Review the material and extract every line in which the word "html" occurs.

RAW DATA

+ + + +

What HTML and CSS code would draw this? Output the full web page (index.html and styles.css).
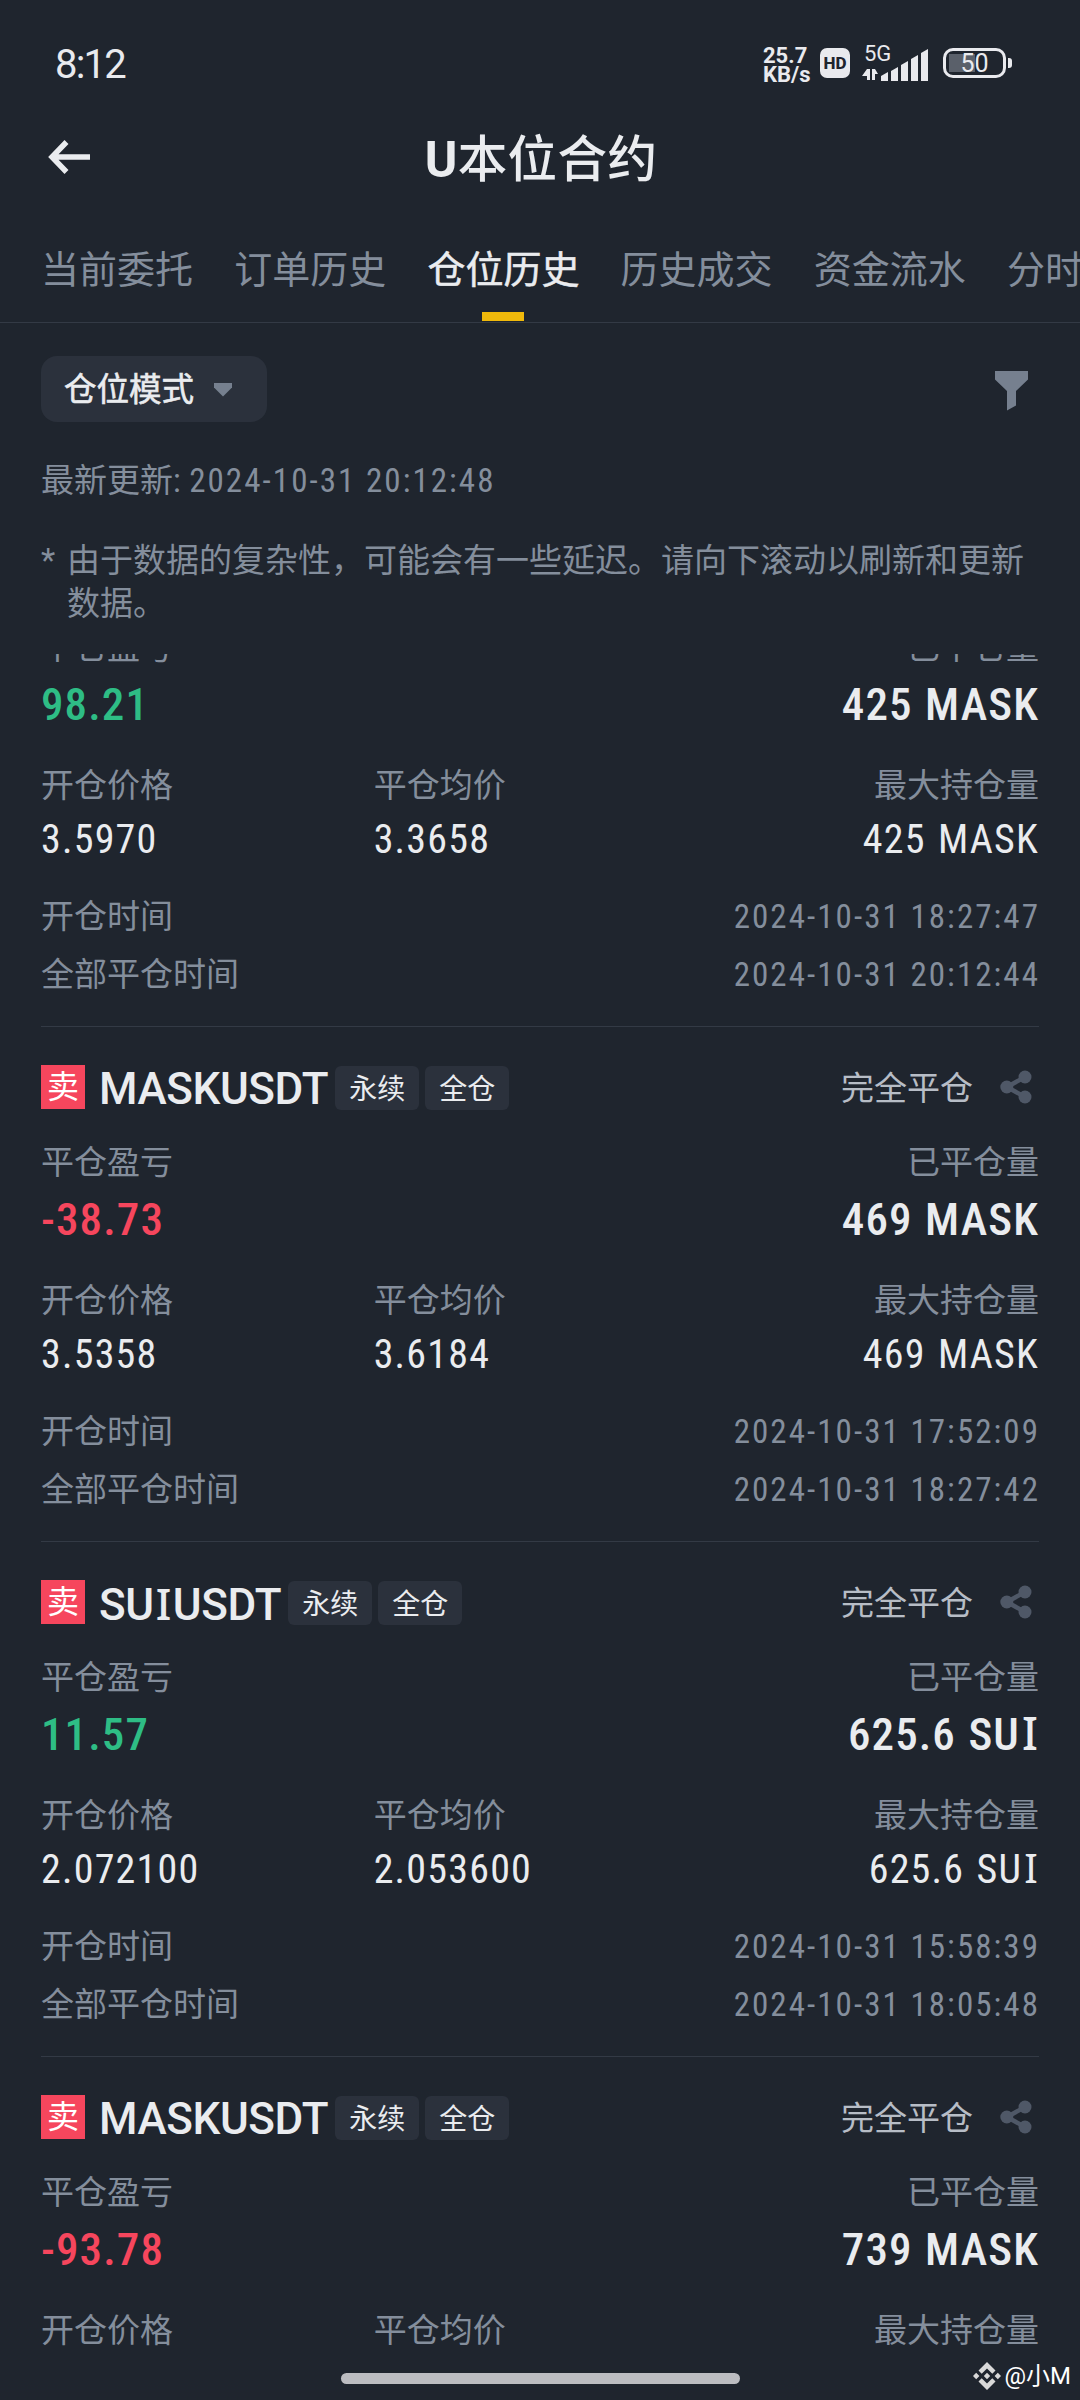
FILE: index.html
```
<!DOCTYPE html>
<html lang="zh-CN">

<head>
  <meta charset="UTF-8" />
  <meta name="viewport" content="width=device-width, initial-scale=1.0" />
  <title>U本位合约</title>
  <link rel="stylesheet" href="styles.css">
</head>

<body>
  <svg class="sprite" width="0" height="0">
    <symbol id="share" viewBox="0 0 32 34">
      <path d="M25 7L7 17L25 27" fill="none" stroke="currentColor" stroke-width="4.5" />
      <circle cx="25" cy="7" r="6.5" fill="currentColor" />
      <circle cx="6.8" cy="17" r="6.5" fill="currentColor" />
      <circle cx="25" cy="27" r="6.5" fill="currentColor" />
    </symbol>
  </svg>

  <div class="status-bar">
    <span class="clock">8:12</span>
    <div class="status-icons">
      <div class="net-speed"><span>25.7</span><span>KB/s</span></div>
      <span class="hd">HD</span>
      <div class="signal">
        <span class="signal-type">5G</span>
        <svg width="68" height="33" viewBox="0 0 68 33" fill="#e9eaee">
          <path d="M5 21h3v11h-3v-4h-5zM10 21h3l3 5h-3v6h-3z" />
          <path d="M19 33v-5l7-4v9zM29 33v-10l7-4v14zM39 33v-16l7-4v20zM49 33v-22l7-4v26zM59 33v-28l7-4v32z" />
        </svg>
      </div>
      <div class="battery"><span>50</span></div>
    </div>
  </div>

  <div class="title-bar">
    <svg class="back" width="43" height="34" viewBox="0 0 43 34" fill="none" stroke="#eaecef" stroke-width="5.5">
      <path d="M18.500 2L4 17L18.500 32M4 17H42" />
    </svg>
    <h1><b>U</b>本位合约</h1>
  </div>

  <div class="tabs">
    <span class="tab">当前委托</span>
    <span class="tab">订单历史</span>
    <span class="tab active">仓位历史</span>
    <span class="tab">历史成交</span>
    <span class="tab">资金流水</span>
    <span class="tab">分时</span>
  </div>

  <div class="filter-row">
    <div class="mode">
      仓位模式
      <svg width="18" height="14" viewBox="0 0 18 14" fill="#76808f"><path d="M0 0h18v4.500l-9 9l-9-9z" /></svg>
    </div>
    <svg class="funnel" width="34" height="40" viewBox="0 0 34 40" fill="#76808f">
      <path d="M0 0h33v8.500l-12 11.500v14.500l-9 5v-19.500l-12-11.500z" />
    </svg>
  </div>

  <p class="updated">最新更新: <span class="date">2024-10-31 20:12:48</span></p>
  <div class="note">
    <span class="star">*</span>
    <p>由于数据的复杂性，可能会有一些延迟。请向下滚动以刷新和更新数据。</p>
  </div>

  <div class="list">
    <div class="card card-first">
      <div class="row label"><span>平仓盈亏</span><span>已平仓量</span></div>
      <div class="row pnl"><span class="up">98.21</span><span>425 MASK</span></div>
      <div class="cols label"><span>开仓价格</span><span>平仓均价</span><span>最大持仓量</span></div>
      <div class="cols price"><span>3.5970</span><span>3.3658</span><span>425 MASK</span></div>
      <div class="row time"><span>开仓时间</span><span class="date">2024-10-31 18:27:47</span></div>
      <div class="row time"><span>全部平仓时间</span><span class="date">2024-10-31 20:12:44</span></div>
    </div>

    <div class="card">
      <div class="card-head">
        <span class="side">卖</span>
        <span class="symbol">MASKUSDT</span>
        <span class="tag">永续</span>
        <span class="tag">全仓</span>
        <span class="state">完全平仓</span>
        <svg class="share" width="32" height="34"><use href="#share" /></svg>
      </div>
      <div class="row label"><span>平仓盈亏</span><span>已平仓量</span></div>
      <div class="row pnl"><span class="down">-38.73</span><span>469 MASK</span></div>
      <div class="cols label"><span>开仓价格</span><span>平仓均价</span><span>最大持仓量</span></div>
      <div class="cols price"><span>3.5358</span><span>3.6184</span><span>469 MASK</span></div>
      <div class="row time"><span>开仓时间</span><span class="date">2024-10-31 17:52:09</span></div>
      <div class="row time"><span>全部平仓时间</span><span class="date">2024-10-31 18:27:42</span></div>
    </div>

    <div class="card">
      <div class="card-head">
        <span class="side">卖</span>
        <span class="symbol">SU<i>I</i>USDT</span>
        <span class="tag">永续</span>
        <span class="tag">全仓</span>
        <span class="state">完全平仓</span>
        <svg class="share" width="32" height="34"><use href="#share" /></svg>
      </div>
      <div class="row label"><span>平仓盈亏</span><span>已平仓量</span></div>
      <div class="row pnl"><span class="up">11.57</span><span>625.6 SU<i>I</i></span></div>
      <div class="cols label"><span>开仓价格</span><span>平仓均价</span><span>最大持仓量</span></div>
      <div class="cols price"><span>2.072100</span><span>2.053600</span><span>625.6 SU<i>I</i></span></div>
      <div class="row time"><span>开仓时间</span><span class="date">2024-10-31 15:58:39</span></div>
      <div class="row time"><span>全部平仓时间</span><span class="date">2024-10-31 18:05:48</span></div>
    </div>

    <div class="card">
      <div class="card-head">
        <span class="side">卖</span>
        <span class="symbol">MASKUSDT</span>
        <span class="tag">永续</span>
        <span class="tag">全仓</span>
        <span class="state">完全平仓</span>
        <svg class="share" width="32" height="34"><use href="#share" /></svg>
      </div>
      <div class="row label"><span>平仓盈亏</span><span>已平仓量</span></div>
      <div class="row pnl"><span class="down">-93.78</span><span>739 MASK</span></div>
      <div class="cols label"><span>开仓价格</span><span>平仓均价</span><span>最大持仓量</span></div>
    </div>
  </div>

  <div class="home-bar"></div>
  <div class="watermark">
    <svg width="28" height="28" viewBox="0 0 28 28" fill="#d9d9d9">
      <path d="M14 0l8.500 8.500l-3.200 3.200l-5.300-5.300l-5.300 5.300l-3.200-3.200z" />
      <path d="M14 28l8.500-8.500l-3.200-3.200l-5.300 5.300l-5.300-5.300l-3.200 3.200z" />
      <path d="M14 10.800l3.200 3.200l-3.200 3.200l-3.200-3.200zM3.200 10.800l3.200 3.200l-3.200 3.200l-3.200-3.200zM24.800 10.800l3.200 3.200l-3.200 3.200l-3.200-3.200z" />
    </svg>
    <span>@小M</span>
  </div>
</body>

</html>
```
FILE: styles.css
```
* {
  box-sizing: border-box;
}

body {
  position: relative;
  margin: 0;
  width: 1080px;
  height: 2400px;
  overflow: hidden;
  background-color: #1f252e;
  color: #eaecef;
  font-family: Roboto, "Noto Sans CJK SC", sans-serif;
  font-size: 33px;
  line-height: 44px;
}

p,
h1 {
  margin: 0;
}

/* capital I with bars */
i {
  margin: 0 2px;
  font-family: "Noto Sans", sans-serif;
  font-style: normal;
  line-height: 1;
}

.row i,
.cols i {
  margin-right: 0;
}

.sprite {
  position: absolute;
}

/* Status bar */
.status-bar {
  display: flex;
  justify-content: space-between;
  align-items: center;
  height: 126px;
  padding: 0 69px 0 55px;
}

.clock {
  padding-top: 3px;
  font-size: 40px;
  letter-spacing: -1.8px;
  color: #e9eaee;
}

.status-icons {
  display: flex;
  align-items: center;
  color: #e9eaee;
}

.net-speed {
  display: flex;
  flex-direction: column;
  width: 57px;
  font-size: 22px;
  font-weight: 700;
  line-height: 19px;
  padding-top: 3px;
}

.hd {
  width: 30px;
  height: 30px;
  margin-right: 12px;
  border-radius: 7px;
  background-color: #e9eaee;
  color: #1f252e;
  font-size: 17px;
  font-weight: 800;
  line-height: 30px;
  text-align: center;
}

.signal {
  width: 68px;
  height: 38px;
  margin: 0 13px 3px 0;
}

.signal svg {
  display: block;
  margin-top: -17px;
}

.signal-type {
  display: block;
  padding-left: 2px;
  font-size: 22px;
  line-height: 22px;
}

.battery {
  position: relative;
  width: 63px;
  height: 30px;
  margin-right: 5px;
  border: 3px solid #e9eaee;
  border-radius: 10px;
  background: linear-gradient(#5a606a, #5a606a) 3px 3px / 26px 18px no-repeat;
  font-size: 25px;
  line-height: 25px;
  text-align: center;
}

.battery::after {
  content: "";
  position: absolute;
  right: -9px;
  top: 7px;
  width: 4px;
  height: 10px;
  border-radius: 0 3px 3px 0;
  background-color: #e9eaee;
}

/* Title */
.title-bar {
  display: flex;
  align-items: center;
  height: 68px;
  padding: 0 48px;
}

.back {
  margin-bottom: 6px;
}

.title-bar h1 {
  flex: 1;
  padding-right: 41px;
  font-size: 49.5px;
  font-weight: 500;
  letter-spacing: 0.4px;
  line-height: 68px;
  text-align: center;
}

.title-bar b {
  font-weight: 700;
}

/* Tabs */
.tabs {
  display: flex;
  gap: 41.2px;
  height: 129px;
  padding: 46px 0 0 41px;
  border-bottom: 1px solid #333a45;
  overflow: hidden;
}

.tab {
  flex-shrink: 0;
  font-size: 38px;
  line-height: 60px;
  color: #848e9c;
}

.tab.active {
  display: flex;
  flex-direction: column;
  align-items: center;
  gap: 12px;
  color: #eaecef;
  -webkit-text-stroke: 0.5px #eaecef;
}

.tab.active::after {
  content: "";
  width: 42px;
  height: 9px;
  background-color: #f0b90b;
}

/* Filter */
.filter-row {
  display: flex;
  justify-content: space-between;
  align-items: center;
  margin: 33px 51px 0 41px;
}

.mode {
  display: flex;
  align-items: center;
  gap: 20px;
  width: 226px;
  height: 66px;
  padding: 1px 0 0 23px;
  border-radius: 16px;
  background-color: #2b313c;
  font-size: 32.5px;
  -webkit-text-stroke: 0.6px #eaecef;
}

.funnel {
  margin-top: 3px;
}

.updated {
  margin: 37px 41px 0;
  color: #848e9c;
}

.date {
  font-stretch: 75%;
  letter-spacing: 2.05px;
}

.row .date {
  margin-right: -1px;
}

.note {
  display: flex;
  margin: 36px 41px 29px;
  color: #848e9c;
  line-height: 43px;
}

.star {
  width: 26px;
  flex-shrink: 0;
}

/* Positions */
.list {
  height: 1706px;
  overflow: hidden;
}

.card {
  margin: 0 41px;
  padding: 38px 0 29px;
  border-bottom: 1px solid #333a45;
}

.card-first {
  margin-top: -28px;
  padding-top: 0;
}

.card-head {
  display: flex;
  align-items: center;
  height: 44px;
  margin-bottom: 32px;
}

.side {
  width: 44px;
  height: 44px;
  margin-right: 14px;
  background-color: #f6465d;
  color: #fff;
  font-size: 32px;
  line-height: 45px;
  text-align: center;
}

.symbol {
  padding-top: 3px;
  margin-right: 7px;
  font-size: 44px;
  font-weight: 500;
  letter-spacing: -0.4px;
}

.tag {
  width: 84px;
  height: 44px;
  margin: 2px 6px 0 0;
  border-radius: 6px;
  background-color: #2b313c;
  font-size: 28px;
  line-height: 47px;
  text-align: center;
}

.state {
  padding-top: 4px;
  margin-left: auto;
  color: #b7bdc6;
}

.share {
  margin: 0 7px 0 27px;
  color: #4f5867;
}

.row {
  display: flex;
  justify-content: space-between;
}

.cols {
  display: grid;
  grid-template-columns: repeat(3, 1fr);
}

.cols span:last-child {
  text-align: right;
}

.label,
.time {
  color: #848e9c;
}

.pnl {
  margin: 7px 0 31px;
  font-size: 45px;
  font-weight: 500;
  font-stretch: 75%;
  line-height: 56px;
  letter-spacing: 1.1px;
  word-spacing: 1px;
}

.price {
  margin: 8px 0 31px;
  font-size: 40px;
  font-stretch: 75%;
  line-height: 48px;
  letter-spacing: 1.2px;
  word-spacing: 2px;
}

.time + .time {
  margin-top: 14px;
}

.up {
  color: #2ebd85;
}

.down {
  color: #f6465d;
}

.home-bar {
  width: 399px;
  height: 11px;
  margin: 13px auto 0;
  border-radius: 6px;
  background-color: #bcbdc1;
}

.watermark {
  position: absolute;
  right: 9px;
  bottom: 2px;
  display: flex;
  align-items: center;
  gap: 3px;
  color: #fff;
  font-size: 24px;
}
```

+ + + +

EXPECTED ANSWER
What HTML and CSS code would draw this? Output the full web page (index.html and styles.css).
FILE: index.html
<!DOCTYPE html>
<html lang="zh-CN">
</html>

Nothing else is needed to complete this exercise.